SET EXERCISE ▸ Count every line in the following entries where the word "code" appears. Give the count alone.

------------------------

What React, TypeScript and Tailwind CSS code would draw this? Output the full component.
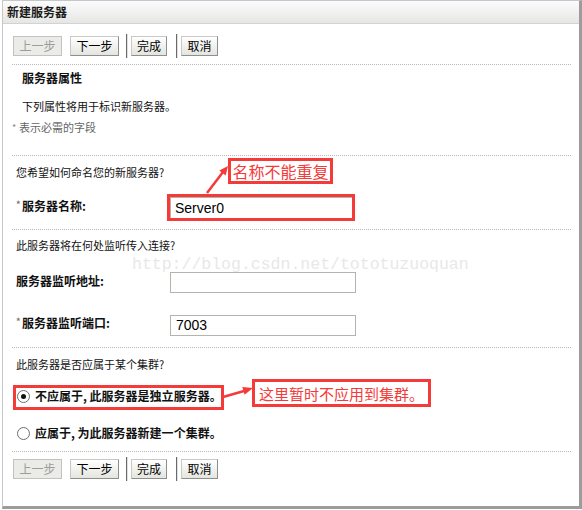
import React from "react";

const CJK = '"Noto Sans CJK SC", "Noto Sans", sans-serif';

function Btn({ children, w, disabled }: { children: React.ReactNode; w: string; disabled?: boolean }) {
  return (
    <div
      className={
        "h-[20px] flex items-center justify-center text-[12px] leading-none border " +
        w +
        " " +
        (disabled
          ? "bg-[#ebebe7] text-[#9c9c9c] border-[#c2c2be]"
          : "bg-gradient-to-b from-[#ffffff] to-[#e4e4e0] text-black border-[#8e8e8a] border-t-[#c8c8c4] border-l-[#c8c8c4]")
      }
    >
      {children}
    </div>
  );
}

function Sep() {
  return <div className="h-[24px] w-[2px] bg-[#6a6a6a] border-r border-r-[#e0e0e0]" />;
}

function ButtonRow() {
  return (
    <div className="h-[24px] flex items-center pl-[1px]">
      <Btn w="w-[49px]" disabled>
        上一步
      </Btn>
      <div className="w-[8px]" />
      <Btn w="w-[49px]">下一步</Btn>
      <div className="w-[7px]" />
      <Sep />
      <div className="w-[3px]" />
      <Btn w="w-[36px]">完成</Btn>
      <div className="w-[9px]" />
      <Sep />
      <div className="w-[3px]" />
      <Btn w="w-[37px]">取消</Btn>
    </div>
  );
}

function Dotted({ mt }: { mt: string }) {
  return <div className={"border-t border-dotted border-[#b8b8b8] " + mt} />;
}

function Star() {
  return <span className="text-[9px] text-[#777] self-start mt-[1px] w-[6px]">*</span>;
}

function Radio({ checked }: { checked?: boolean }) {
  return (
    <div className="w-[13px] h-[13px] rounded-full border border-[#6e6e6e] bg-white flex items-center justify-center">
      {checked ? <div className="w-[5px] h-[5px] rounded-full bg-[#111]" /> : null}
    </div>
  );
}

export default function App() {
  return (
    <div className="w-[582px] h-[510px] bg-white relative overflow-hidden" style={{ fontFamily: CJK }}>
      <div className="ml-[2px] w-[580px] h-[509px] border-l border-t border-l-[#c4c8cc] border-t-[#c4c8cc] border-r-[3px] border-b-[3px] border-r-[#9c9c9c] border-b-[#9c9c9c] bg-white">
        <div className="h-[23px] border-b border-[#d2d4d2] bg-gradient-to-b from-[#fbfbfb] to-[#e6e7e5] flex items-center pl-[4px]">
          <span className="text-[12px] font-bold text-[#1a1a1a] leading-none">新建服务器</span>
        </div>

        <div className="pl-[9px] pr-[8px]">
          <div className="mt-[10px]">
            <ButtonRow />
          </div>
          <Dotted mt="mt-[6px]" />

          <div className="mt-[5px] h-[16px] flex items-center pl-[10px] text-[12px] font-bold text-[#111]">服务器属性</div>
          <div className="mt-[12px] h-[16px] flex items-center pl-[10px] text-[11px] text-[#111]">
            下列属性将用于标识新服务器。
          </div>
          <div className="mt-[5px] h-[16px] flex items-center text-[11px] text-[#666]">
            <span className="text-[9px] self-start mt-[2px] w-[4px] text-[#888]">*</span>
            <span className="ml-[3px]">表示必需的字段</span>
          </div>

          <Dotted mt="mt-[20px]" />
          <div className="mt-[8px] h-[16px] flex items-center pl-[4px] text-[11px] text-[#111]">
            您希望如何命名您的新服务器?
          </div>

          <div className="mt-[17px] h-[22px] flex items-center pl-[4px]">
            <div className="w-[154px] flex items-center text-[12px] font-bold text-[#111] mt-[-4px]">
              <Star />
              服务器名称:
            </div>
            <div className="w-[184px] h-[22px] border border-[#b4b4ac] bg-white flex items-center pl-[4px] text-[14px] text-black" style={{ fontFamily: '"Liberation Sans", sans-serif' }}>
              Server0
            </div>
          </div>

          <Dotted mt="mt-[10px]" />
          <div className="mt-[7px] h-[16px] flex items-center pl-[4px] text-[11px] text-[#111]">
            此服务器将在何处监听传入连接?
          </div>

          <div className="mt-[19px] h-[21px] flex items-center pl-[4px]">
            <div className="w-[154px] flex items-center text-[12px] font-bold text-[#111] mt-[-4px]">服务器监听地址:</div>
            <div className="w-[186px] h-[21px] border border-[#b4b4ac] bg-white" />
          </div>

          <div className="mt-[22px] h-[21px] flex items-center pl-[4px]">
            <div className="w-[154px] flex items-center text-[12px] font-bold text-[#111] mt-[-6px]">
              <Star />
              服务器监听端口:
            </div>
            <div className="w-[186px] h-[21px] border border-[#b4b4ac] bg-white flex items-center pl-[5px] text-[14px] text-black" style={{ fontFamily: '"Liberation Sans", sans-serif' }}>
              7003
            </div>
          </div>

          <Dotted mt="mt-[11px]" />
          <div className="mt-[8px] h-[16px] flex items-center pl-[4px] text-[11px] text-[#111]">
            此服务器是否应属于某个集群?
          </div>

          <div className="mt-[16px] h-[16px] flex items-center pl-[5px] gap-[5px] text-[12px] font-bold text-[#111]">
            <Radio checked />
            <span>不应属于, 此服务器是独立服务器。</span>
          </div>
          <div className="mt-[21px] h-[16px] flex items-center pl-[5px] gap-[5px] text-[12px] font-bold text-[#111]">
            <Radio />
            <span>应属于, 为此服务器新建一个集群。</span>
          </div>

          <Dotted mt="mt-[10px]" />
          <div className="mt-[5px]">
            <ButtonRow />
          </div>
        </div>
      </div>

      {/* watermark */}
      <div
        className="absolute left-[132px] top-[254px] text-[16.5px] leading-[22px] text-[#e8e8e8] whitespace-nowrap"
        style={{ fontFamily: '"Liberation Mono", monospace' }}
      >
        http://blog.csdn.net/tototuzuoquan
      </div>

      {/* annotations */}
      <div className="absolute left-[167px] top-[194px] w-[188px] h-[27px] border-[3px] border-[#f53a3a]" />
      <div className="absolute left-[228px] top-[158px] w-[105px] h-[26px] border-[3px] border-[#f53a3a] bg-white flex items-center justify-center text-[16px] leading-none text-[#f53a3a]">
        名称不能重复
      </div>

      <div className="absolute left-[13px] top-[385px] w-[211px] h-[25px] border-[3px] border-[#f53a3a]" />
      <div className="absolute left-[252px] top-[379px] w-[179px] h-[28px] border-[3px] border-[#f53a3a] bg-white flex items-center justify-center text-[15px] leading-none text-[#f53a3a]">
        这里暂时不应用到集群。
      </div>

      <svg className="absolute left-0 top-0" width="582" height="510" viewBox="0 0 582 510">
        <line x1="207" y1="193" x2="223" y2="172" stroke="#f53a3a" strokeWidth="2.5" />
        <polygon points="228,166 225.7,175.6 219.3,170.6" fill="#f53a3a" />
        <line x1="223" y1="397" x2="244" y2="391" stroke="#f53a3a" strokeWidth="2.5" />
        <polygon points="253,388 244.6,394.7 242.3,387.1" fill="#f53a3a" />
      </svg>
    </div>
  );
}
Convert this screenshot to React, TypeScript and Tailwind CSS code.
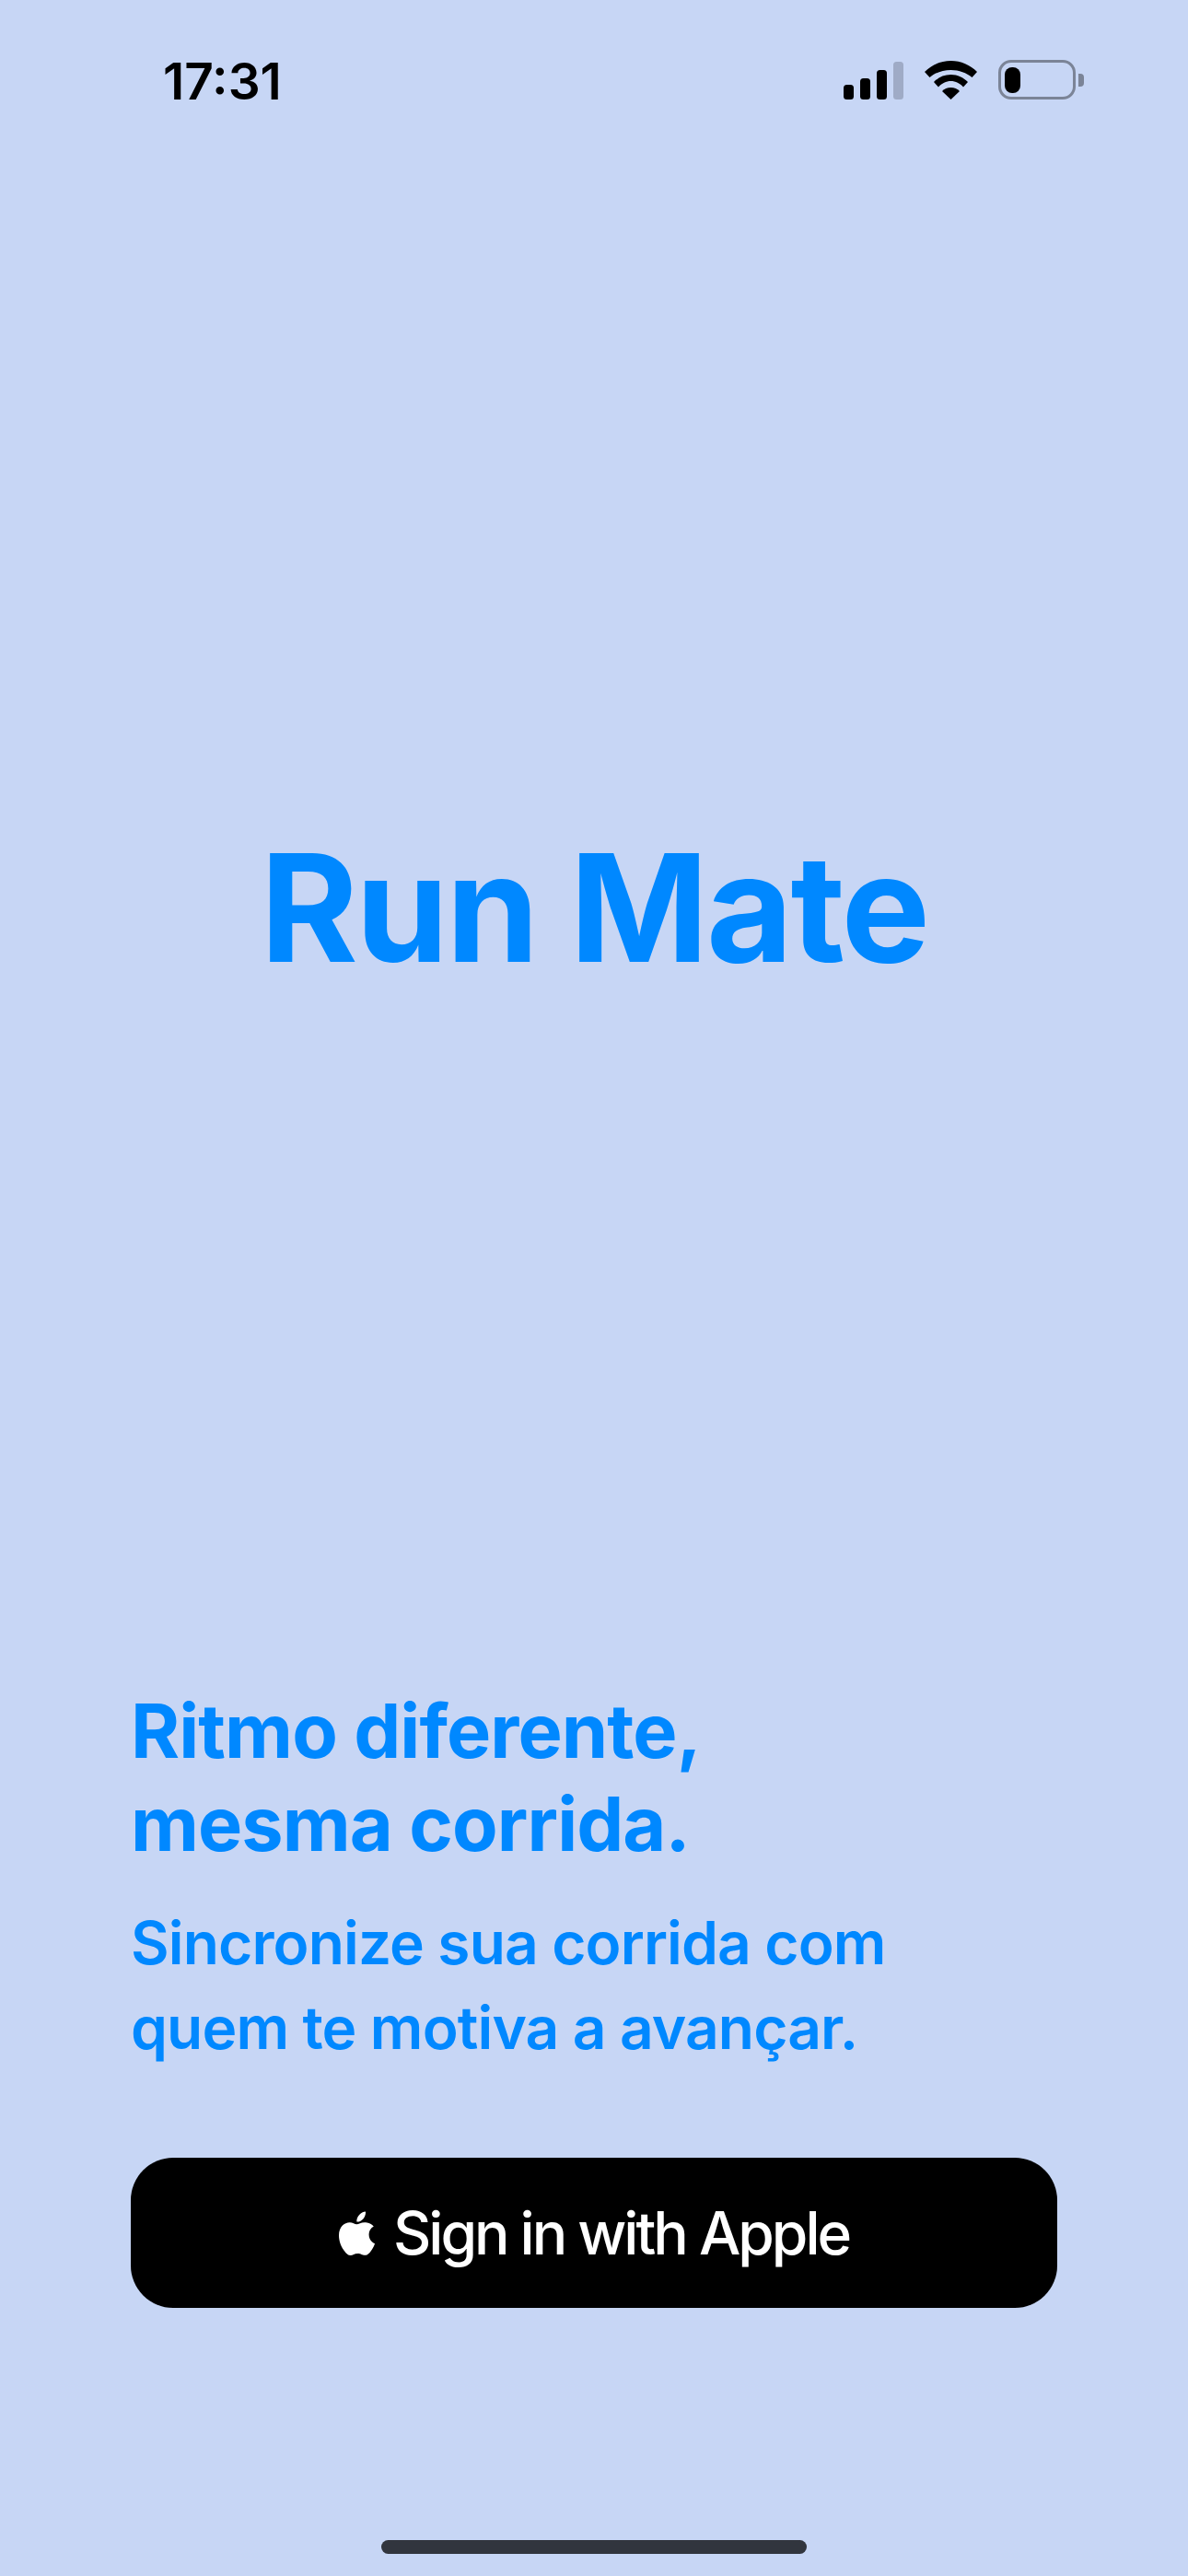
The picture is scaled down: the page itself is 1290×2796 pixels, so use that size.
function StatusIcons() {
  return (
    <div className="flex items-end">
      <svg width="65" height="41" viewBox="0 0 65 41" className="block">
        <rect x="0" y="25" width="11" height="16" rx="3.5" fill="#000" />
        <rect x="18" y="18" width="11" height="23" rx="3.5" fill="#000" />
        <rect x="36" y="9" width="11" height="32" rx="3.5" fill="#000" />
        <rect x="54" y="0" width="11" height="41" rx="3.5" fill="#9fabc6" />
      </svg>
      <svg width="57" height="42" viewBox="0 0 57 42" className="ml-[23px] block">
        <path d="M0 12C7.500 4.500 17.500 0 28.500 0S49.500 4.500 57 12l-5.500 6C45.500 13 37.500 10 28.500 10S11.500 13 5.500 18z" fill="#000" />
        <path d="M10 23c5-5 11-8 18.500-8S42 18 47 23l-5 5.500c-3.500-4-8.500-6.500-13.500-6.500S18.500 24.500 15 28.500z" fill="#000" />
        <path d="M19 33c2.500-2.700 5.700-4 9.500-4s7 1.300 9.500 4l-9.500 9z" fill="#000" />
      </svg>
      <div className="ml-[23px] flex items-center">
        <div className="flex h-[43px] w-[84px] items-center rounded-[14px] border-[3px] border-[#7b8497] pl-[4px]">
          <div className="h-[28px] w-[17px] rounded-[8px] bg-black" />
        </div>
        <div className="ml-[3px] h-[14px] w-[6px] rounded-r-[4px] bg-[#7b8497]" />
      </div>
    </div>
  );
}

function AppleLogo() {
  return (
    <svg width="39" height="48" viewBox="0 0 814 1000" className="block" fill="#fff">
      <path d="M788 341c-6 4-108 62-108 190 0 148 130 201 134 202-1 3-21 72-69 142-43 62-88 123-156 123s-86-39-164-39c-77 0-104 41-167 41s-106-58-156-128C45 789 0 664 0 546c0-190 123-290 245-290 65 0 118 42 159 42 39 0 100-45 174-45 28 0 129 3 210 88zM554 169c31-36 52-87 52-138 0-7-1-14-2-20-50 2-110 33-146 75-28 32-55 83-55 135 0 8 1 16 2 18 3 1 8 1 13 1 45 0 102-30 136-71z" />
    </svg>
  );
}

export default function App() {
  return (
    <div className="flex h-[2796px] w-[1290px] flex-col overflow-hidden bg-[#c7d6f5] font-['Inter',sans-serif]">
      <div className="flex h-[108px] items-end justify-between pl-[177px] pr-[113px]">
        <span className="text-[55px] leading-[39px] font-semibold text-black">17:31</span>
        <StatusIcons />
      </div>

      <div className="mt-[785px] text-center text-[162px] leading-[184px] font-bold tracking-[-2.6px] text-[#0088ff]">
        Run Mate
      </div>

      <div className="mt-[752px] px-[142px]">
        <h1 className="text-[81px] leading-[101px] font-bold tracking-[-0.9px] text-[#0088ff]">
          Ritmo diferente,
          <br />
          mesma corrida.
        </h1>
        <p className="mt-[32px] text-[64px] leading-[92px] font-semibold tracking-[-0.85px] text-[#0088ff]">
          Sincronize sua corrida com
          <br />
          quem te motiva a avançar.
        </p>
      </div>

      <button className="mx-[142px] mt-[95px] flex h-[163px] w-[1006px] items-center justify-center rounded-[46px] bg-black text-[64px] font-medium tracking-[-3px] text-white">
        <AppleLogo />
        <span className="ml-[20px]">Sign in with Apple</span>
      </button>

      <div className="mx-auto mt-auto mb-[24px] h-[15px] w-[462px] rounded-full bg-[#31353e]" />
    </div>
  );
}
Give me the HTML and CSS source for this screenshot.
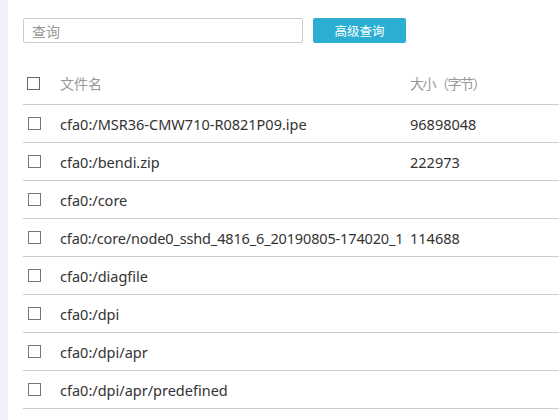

------------------------

CORRECT ANSWER ▸ 2